No. Your client is paying for a working app that solves their problem, not for the code writing platform that powers it. The expertise you bring to scoping, architecture, configuration, QA, and handoff is real work. Base44 accelerates your build process; it doesn’t replace your value. Price the outcome, not the method.
How do I price a Base44 app when the client asks for a breakdown?
Frame the breakdown around phases and deliverables, not hours or tools. Discovery and requirements, build and configuration, QA and testing, training and handoff, post-launch support. Each phase has a clear deliverable the client can understand. That structure also makes your total rate feel logical rather than arbitrary, which reduces pushback considerably.
What ongoing services can I offer after a Base44 project launches?

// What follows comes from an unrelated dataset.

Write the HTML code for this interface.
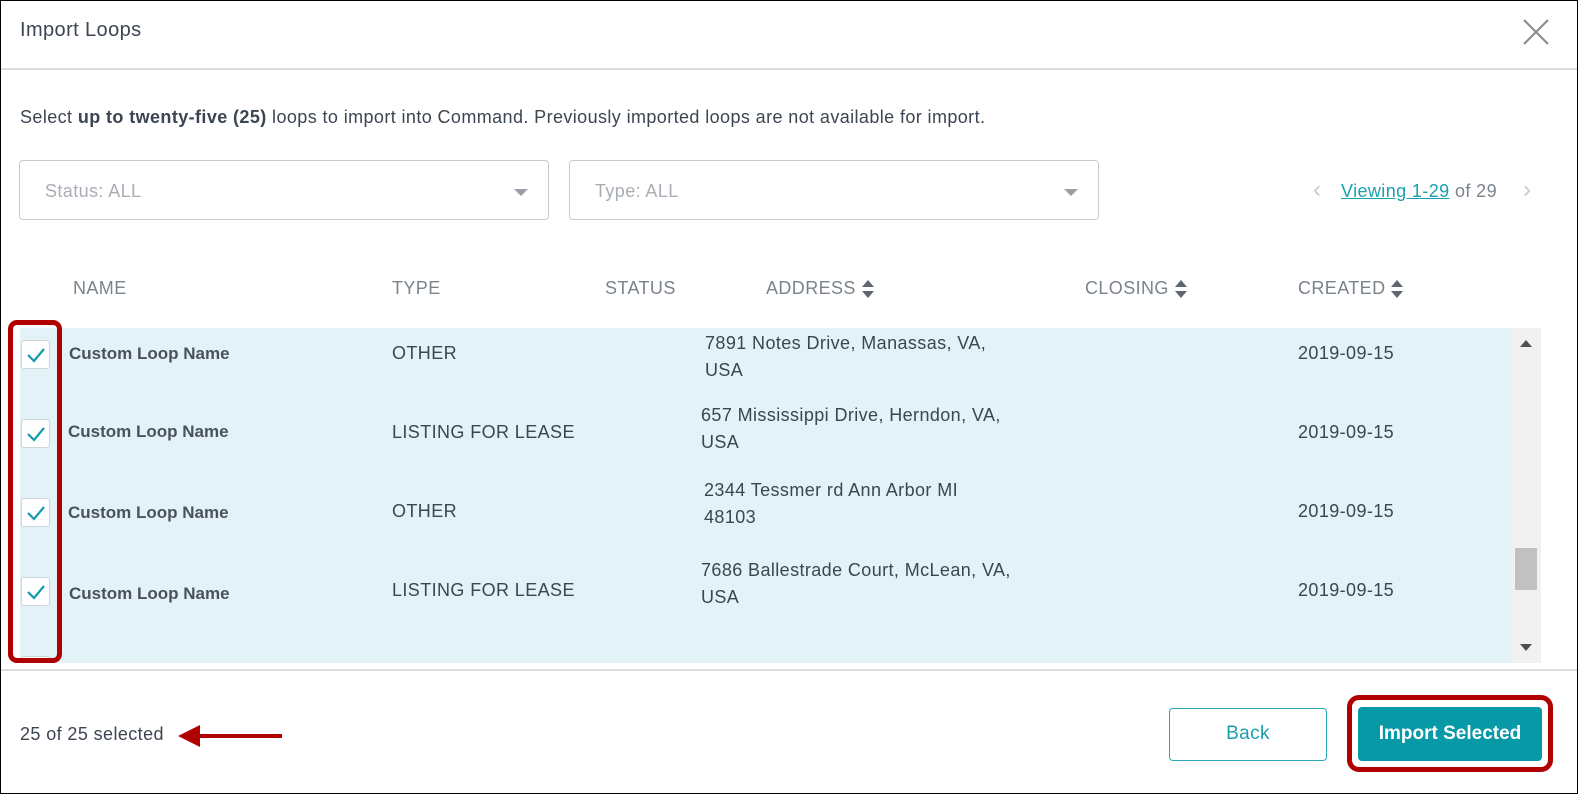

Feature updates, integration monitoring, credit management, bug fixes, performance reviews, and user onboarding support are all legitimate ongoing services. Package these as a monthly retainer ($300–$800/month depending on complexity) and introduce it during the scoping conversation, before the project even starts. Clients are far more likely to say yes when it’s framed as continuity rather than upsell.
How do I factor Base44 credit costs into my project quotes?
Treat Base44’s subscription and integration credits as business overhead, not client-facing line items. On Builder ($40/month with 10,000 integration credits), factor the per-project cost into your base rate. For complex apps likely to consume heavy integration credits, add a 10–15% overhead buffer into the quote rather than itemizing it. Clients don’t need to see your tool costs, and itemizing them invites unnecessary negotiation.
What’s a fair rate for a Base44 internal tool for a small business?
For a simple internal tool (a tracker, form, or dashboard) a fair starting range is $2,000–$5,000 depending on the number of users, integrations required, and training involved. Don’t underprice because the build was fast. The value to a small business team isn’t in how it was built, it’s in the hours it saves them every week. Price accordingly.